You provide a similar reading in Fingerprint, which is otherwise a picture book,
"Housed in a book, though, fingerprints appear transformed. Fading, bright, firmly marked on the page or delicately tattooed, a print acquires another life. Like words that won’t stay in place, or stay still, fingerprints wander across the page, enter into relationships with other prints, randomly, by design, and assent to being part of a series of relationships and patterns. These colour patches thus achieve a mobile effect, as they force the eye to look and re-look what appears a mere smudge.
There is a child-like lightness to these prints – they are almost edible, like boiled sweets, but when observed closely, the dried-blood smudging, and runny grey seem ominous. For the fingerprint in every instance is a mark of illiteracy or haplessness. It is what people offer in lieu of a signature, and what is forced out of them, when they are suspected of being outside the pale of the law; or when they are made to feel their very existence is illegal. To be fingerprinted then is to be stigmatized, rendered powerless. In some instances, it signifies mute acknowledgement – of being a subject-citizen, of assenting to a law or a decree one cannot hope to thwart or resist."

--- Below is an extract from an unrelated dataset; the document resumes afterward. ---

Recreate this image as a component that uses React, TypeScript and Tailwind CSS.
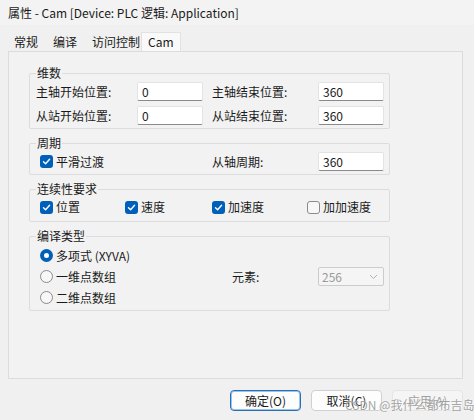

Looking at these images, I want to ask you about how you approach art education at Tara. Is art to be ‘interpreted’? Is there a veil to be pierced to get at meaning? Or do we stay with the surface, treat the (text-)image as an invitation and makes connections freely? Could you take us through two panels of your choice and talk about the way you understand art and narrative in them (for instance, you’ve spoken before about the highly condensed way in which narratives are depicted in some folk art).
V. Geetha: Many years ago, after the first of many workshops that we have organised with illustrators these last 25 years, we published a book titled, Picturing Words and Reading Pictures (1997). Part-manifesto and part loud thinking, the book featured work from this workshop, along with illustrators’ views on their art and the book form. Gita Wolf wrote a set of short essays, each of which explored the relationship between image and word. The questions that the book raised, and sought to address, have stayed with us, and we have gone on to extend their meaning and to frame them in different ways.
Here is a brief summary of the book’s central arguments:
- Book making is essentially a collaborative activity, with author, illustrator, designer and the printer/producer coming together to make the book.
- Words and visuals are integrally linked in the illustrated book: the “dialogic play between words and visuals gives rise to a creative tension” that characterizes its grammar.
- Illustration is not bound to words, as is sometimes imagined; equally, “a ‘dead’ book can be brought to life through illustration”.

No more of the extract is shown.